The most striking aspect of the interior is the 10.9-inch optional screen that sits ahead of the passenger. This co-driver screen can be used to marshal sat-nav and infotainment, switching to a blank screen when the passenger seat is empty. In between these two displays is another 10.9-inch centre display, while the centre console houses an 8.4-inch haptic display. Wireless Apple CarPlay and over-the-air updates are supported, and there’s a now almost obligatory voice-activated assistant, summoned by saying “Hey Porsche”.

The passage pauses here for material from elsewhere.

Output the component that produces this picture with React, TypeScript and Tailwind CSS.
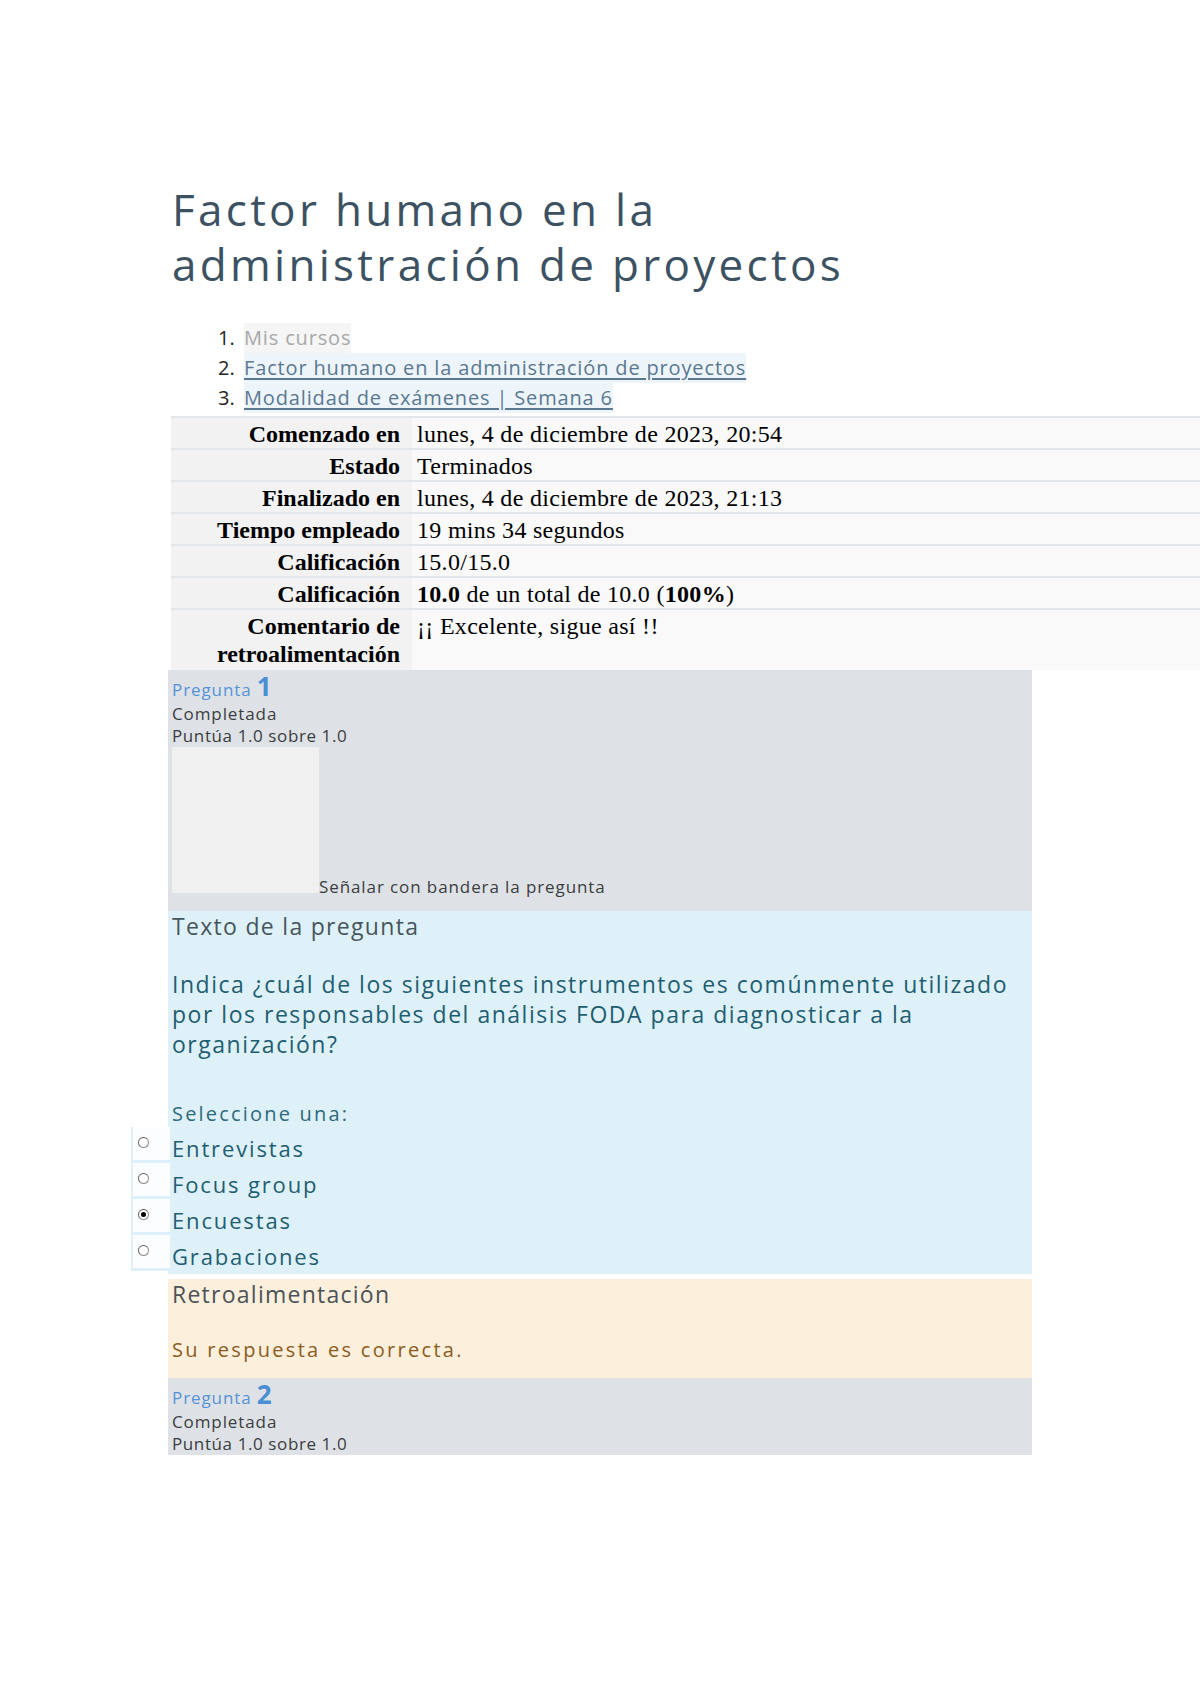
const sans = "font-['Open_Sans','Noto_Sans',sans-serif]";

const summary = [
  { id: 1, label: "Comenzado en", value: <>lunes, 4 de diciembre de 2023, 20:54</> },
  { id: 2, label: "Estado", value: <>Terminados</> },
  { id: 3, label: "Finalizado en", value: <>lunes, 4 de diciembre de 2023, 21:13</> },
  { id: 4, label: "Tiempo empleado", value: <>19 mins 34 segundos</> },
  { id: 5, label: "Calificación", value: <>15.0/15.0</> },
  {
    id: 6,
    label: "Calificación",
    value: (
      <>
        <b>10.0</b> de un total de 10.0 (<b>100%</b>)
      </>
    ),
  },
];

const options = [
  { id: 1, label: "Entrevistas", checked: false },
  { id: 2, label: "Focus group", checked: false },
  { id: 3, label: "Encuestas", checked: true },
  { id: 4, label: "Grabaciones", checked: false },
];

function QuestionInfo({ number, children }: { number: number; children?: React.ReactNode }) {
  return (
    <div className="bg-[#dee2e6] pl-[4px] pt-[3px] text-[17px] leading-[22px] tracking-[0.9px] text-[#3a3d40]">
      <div className="leading-[26px]">
        <span className="text-[#5592d6]">Pregunta </span>
        <span className="text-[26px] font-bold tracking-normal text-[#4a8ed4]">{number}</span>
      </div>
      <div>Completada</div>
      <div className="tracking-[0.6px]">Puntúa 1.0 sobre 1.0</div>
      {children}
    </div>
  );
}

function Radio({ checked }: { checked: boolean }) {
  return (
    <span className="mt-[10px] ml-[5px] flex h-[11px] w-[11px] items-center justify-center rounded-full border border-[#8c8c8c] border-t-[#5a5a5a] border-l-[#6a6a6a] bg-white">
      {checked && <span className="h-[5px] w-[5px] rounded-full bg-black" />}
    </span>
  );
}

export default function App() {
  return (
    <div className={`min-h-[1696px] w-[1200px] overflow-hidden bg-white pl-[168px] ${sans}`}>
      <h1 className="pt-[182px] pl-[4px] text-[44px] leading-[55px] font-normal tracking-[3.3px] text-[#3c5262]">
        Factor humano en la
        <br />
        administración de proyectos
      </h1>

      <ol className="mt-[31px] text-[20px] leading-[30px]">
        <li className="flex pl-[50px]">
          <span className="w-[26px] text-[#222]">1.</span>
          <span className="bg-[#f5f5f5] tracking-[0.85px] text-[#a8a8a8]">Mis cursos</span>
        </li>
        <li className="flex pl-[50px]">
          <span className="w-[26px] text-[#222]">2.</span>
          <a className="bg-[#eef5fa] tracking-[0.85px] text-[#5a7891] underline decoration-[#5a7891] underline-offset-[3px]">
            Factor humano en la administración de proyectos
          </a>
        </li>
        <li className="flex pl-[50px]">
          <span className="w-[26px] text-[#222]">3.</span>
          <a className="bg-[#eef5fa] tracking-[0.85px] text-[#5a7891] underline decoration-[#5a7891] underline-offset-[3px]">
            Modalidad de exámenes | Semana 6
          </a>
        </li>
      </ol>

      <div className="mt-[3px] ml-[3px] w-[1029px] font-['Liberation_Serif',serif] text-[24px] leading-[28px] text-black">
        {summary.map((row) => (
          <div key={row.id} className="grid grid-cols-[241px_1fr] border-t-2 border-[#e3e7eb]">
            <div className="bg-[#f2f2f2] pt-[2px] pr-[12px] text-right font-bold">{row.label}</div>
            <div className="bg-[#f9f9f9] pt-[2px] pl-[5px] tracking-[0.3px]">{row.value}</div>
          </div>
        ))}
        <div className="grid grid-cols-[241px_1fr] border-t-2 border-[#e3e7eb]">
          <div className="bg-[#f2f2f2] pt-[2px] pr-[12px] pb-[2px] text-right font-bold">
            Comentario de
            <br />
            retroalimentación
          </div>
          <div className="bg-[#f9f9f9] pt-[2px] pl-[5px] tracking-[0.3px]">¡¡ Excelente, sigue así !!</div>
        </div>
      </div>

      <div className="w-[864px]">
        <QuestionInfo number={1}>
          <div className="pb-[13px]">
            <span className="inline-block h-[146px] w-[147px] bg-[#f0f0f0] align-baseline" />
            <span>Señalar con bandera la pregunta</span>
          </div>
        </QuestionInfo>

        <div className="bg-[#def1f8] pl-[4px] pb-[3px]">
          <div className="text-[23px] leading-[30px] tracking-[1.3px] text-[#47565d]">Texto de la pregunta</div>
          <p className="mt-[28px] pr-[8px] text-[23px] leading-[30px] tracking-[1.52px] text-[#1f5e72]">
            Indica ¿cuál de los siguientes instrumentos es comúnmente utilizado por los responsables del
            análisis FODA para diagnosticar a la organización?
          </p>
          <div className="mt-[42px] text-[20px] leading-[26px] tracking-[2.2px] text-[#2c6a7c]">Seleccione una:</div>
          <div className="ml-[-41px] bg-[#def1f8] pl-[2px]">
            {options.map((option) => (
              <div key={option.id} className="flex h-[36px] items-start">
                <div className="h-[33px] w-[37px] bg-[#fbfdfe]">
                  <Radio checked={option.checked} />
                </div>
                <span className="ml-[2px] pt-[6px] text-[22px] leading-[30px] tracking-[1.85px] text-[#1f5e72]">
                  {option.label}
                </span>
              </div>
            ))}
          </div>
        </div>

        <div className="mt-[5px] bg-[#fcefdc] pl-[4px] pb-[15px]">
          <div className="text-[23px] leading-[30px] tracking-[1.25px] text-[#4c5358]">Retroalimentación</div>
          <div className="mt-[28px] text-[20px] leading-[26px] tracking-[2.3px] text-[#8a5c22]">
            Su respuesta es correcta.
          </div>
        </div>

        <QuestionInfo number={2} />
      </div>
    </div>
  );
}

Much has been made of the Taycan’s 800V electrical architecture, Porsche playing heavily on the fact that a five-minute charge will secure you 100km, sucking on the car’s 270kW charging power. The problem, as it stands, is that there isn’t a network of 800V chargers for the Taycan to exploit this. The company readily admits that most will be charged overnight at the owner’s home, using the Porsche Mobile Charger Connect on a 240v AC plug at 11kW, which will take six to eight hours. In conjunction with the Porsche Home Energy Manager, it supports smart charging applications and provides overload protection for your domestic connection.
On a typical 400V public charger, the Taycan will charge at 150kW. Porsche is planning to install the 800V ‘Turbochargers’ at its main dealerships, and these will charge a warm battery from 5 to 80 percent in 22.5 minutes. JET Charge has also announced that it will roll out 800V chargers across Australia in due course.
For the time being at least, the Taycan will slot onto the progressive end of Porsche’s three-pillar strategy of internal combustion, plug-in hybrid and full EV. “How do we bring Porsche into the next generation? How can we bring the fascination of sports cars into the future?” asks Dr Robert Meier, Director Complete Vehicle, Porsche Taycan, yet the future strategy is unambiguous. “Make no mistake, the combustion engine will be superseded by the electric powertrain,” he says.
The Taycan is Porsche’s future. It may seem like sacrilege, but the rest is just detail.